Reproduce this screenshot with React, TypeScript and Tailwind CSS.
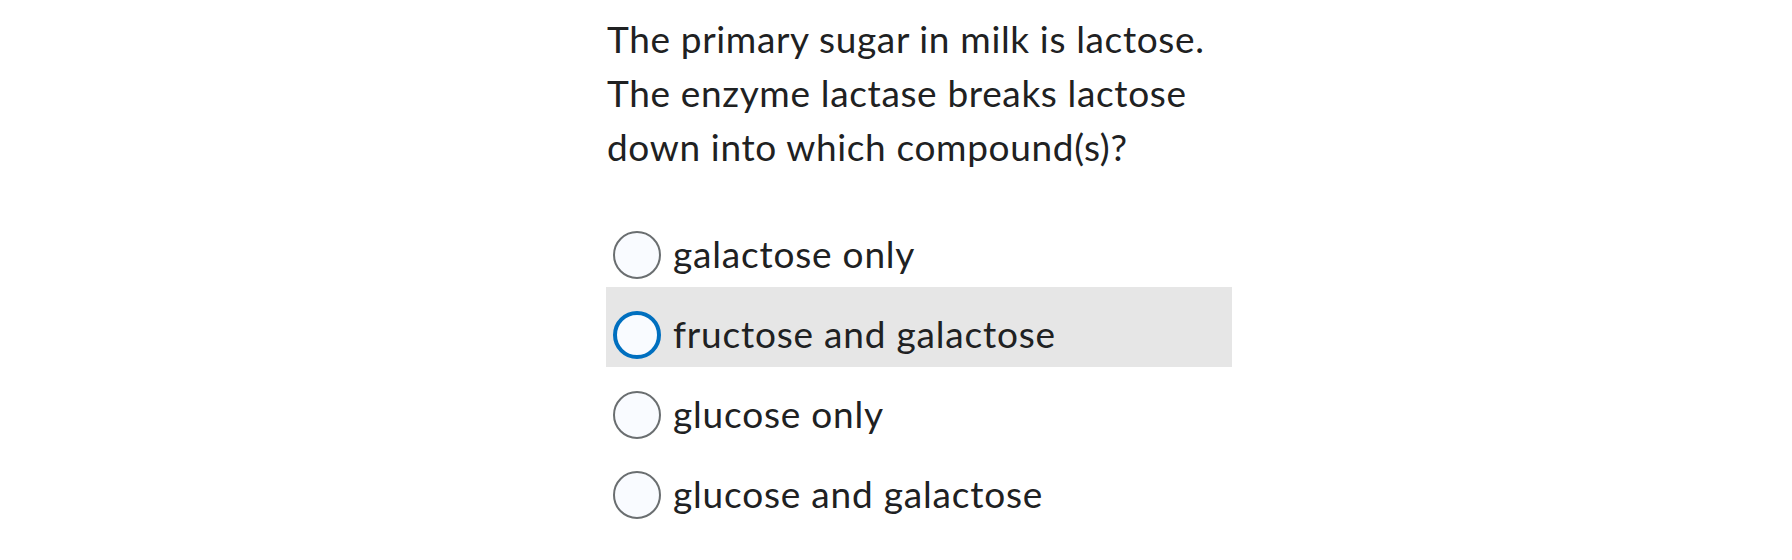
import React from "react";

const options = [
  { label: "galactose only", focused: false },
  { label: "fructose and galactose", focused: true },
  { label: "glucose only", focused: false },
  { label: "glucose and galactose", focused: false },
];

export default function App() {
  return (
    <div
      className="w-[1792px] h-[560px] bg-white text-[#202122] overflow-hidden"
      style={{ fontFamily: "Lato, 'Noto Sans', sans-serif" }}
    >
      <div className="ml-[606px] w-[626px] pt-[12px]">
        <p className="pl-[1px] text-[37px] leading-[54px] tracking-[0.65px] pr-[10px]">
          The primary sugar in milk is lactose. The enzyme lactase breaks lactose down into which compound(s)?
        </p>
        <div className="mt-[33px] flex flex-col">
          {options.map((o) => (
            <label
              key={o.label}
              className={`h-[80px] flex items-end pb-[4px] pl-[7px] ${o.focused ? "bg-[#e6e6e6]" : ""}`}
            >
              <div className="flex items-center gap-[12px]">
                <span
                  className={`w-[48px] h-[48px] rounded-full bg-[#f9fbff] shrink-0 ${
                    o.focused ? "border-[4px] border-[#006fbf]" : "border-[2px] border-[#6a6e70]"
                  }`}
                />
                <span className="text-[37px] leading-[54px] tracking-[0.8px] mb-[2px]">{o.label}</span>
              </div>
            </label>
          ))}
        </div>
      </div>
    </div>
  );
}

...

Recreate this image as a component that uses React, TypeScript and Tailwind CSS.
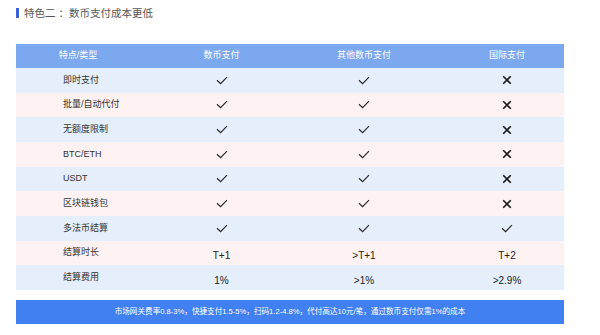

--

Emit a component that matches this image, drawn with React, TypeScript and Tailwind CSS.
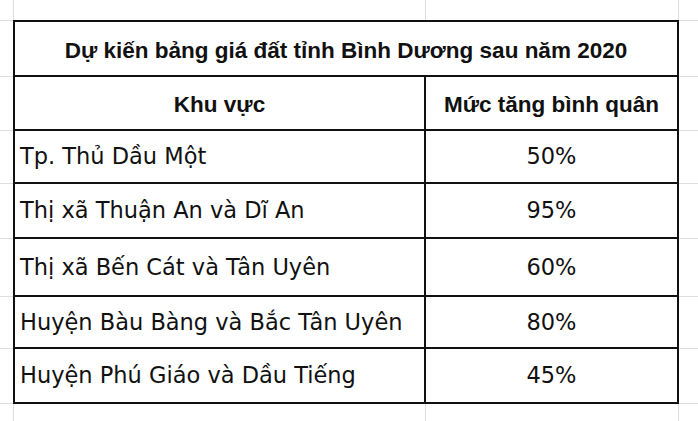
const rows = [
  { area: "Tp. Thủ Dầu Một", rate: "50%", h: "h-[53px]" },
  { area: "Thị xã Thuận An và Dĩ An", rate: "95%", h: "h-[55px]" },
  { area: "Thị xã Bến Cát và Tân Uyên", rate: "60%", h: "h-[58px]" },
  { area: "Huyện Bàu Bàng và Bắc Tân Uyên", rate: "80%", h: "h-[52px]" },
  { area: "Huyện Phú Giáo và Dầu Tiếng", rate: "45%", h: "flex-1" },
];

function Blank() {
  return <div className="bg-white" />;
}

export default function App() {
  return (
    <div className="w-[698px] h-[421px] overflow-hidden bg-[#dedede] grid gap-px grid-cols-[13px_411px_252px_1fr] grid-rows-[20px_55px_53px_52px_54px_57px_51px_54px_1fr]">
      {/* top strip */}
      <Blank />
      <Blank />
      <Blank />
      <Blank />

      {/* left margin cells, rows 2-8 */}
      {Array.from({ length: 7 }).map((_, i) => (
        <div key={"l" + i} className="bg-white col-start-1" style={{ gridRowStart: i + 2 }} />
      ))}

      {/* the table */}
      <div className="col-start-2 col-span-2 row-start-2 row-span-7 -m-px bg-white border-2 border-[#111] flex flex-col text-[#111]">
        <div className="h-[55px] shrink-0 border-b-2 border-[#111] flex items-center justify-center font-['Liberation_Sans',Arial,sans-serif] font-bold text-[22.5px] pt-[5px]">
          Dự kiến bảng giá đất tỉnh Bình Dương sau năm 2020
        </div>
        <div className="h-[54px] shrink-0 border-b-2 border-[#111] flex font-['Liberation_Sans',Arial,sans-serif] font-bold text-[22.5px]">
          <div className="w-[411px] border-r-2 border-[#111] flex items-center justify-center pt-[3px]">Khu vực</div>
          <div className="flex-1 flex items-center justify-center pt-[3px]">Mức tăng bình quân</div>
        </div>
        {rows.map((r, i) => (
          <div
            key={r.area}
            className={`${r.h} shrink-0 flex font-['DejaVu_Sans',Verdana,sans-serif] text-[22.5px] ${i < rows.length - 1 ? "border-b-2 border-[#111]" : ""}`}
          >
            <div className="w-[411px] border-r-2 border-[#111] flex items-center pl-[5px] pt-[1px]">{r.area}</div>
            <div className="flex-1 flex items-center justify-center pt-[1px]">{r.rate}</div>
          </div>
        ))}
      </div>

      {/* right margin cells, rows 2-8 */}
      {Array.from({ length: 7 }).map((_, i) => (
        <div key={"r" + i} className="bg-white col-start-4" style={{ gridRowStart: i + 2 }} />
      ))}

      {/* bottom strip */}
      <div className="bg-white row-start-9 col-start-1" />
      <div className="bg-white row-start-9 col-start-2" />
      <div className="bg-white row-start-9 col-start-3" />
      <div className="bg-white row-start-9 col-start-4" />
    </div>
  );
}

__What you should do__.
Search the data above for the string "component" and return every line that has it.

__Response to this task__.
Recreate this image as a component that uses React, TypeScript and Tailwind CSS.
Emit a component that matches this image, drawn with React, TypeScript and Tailwind CSS.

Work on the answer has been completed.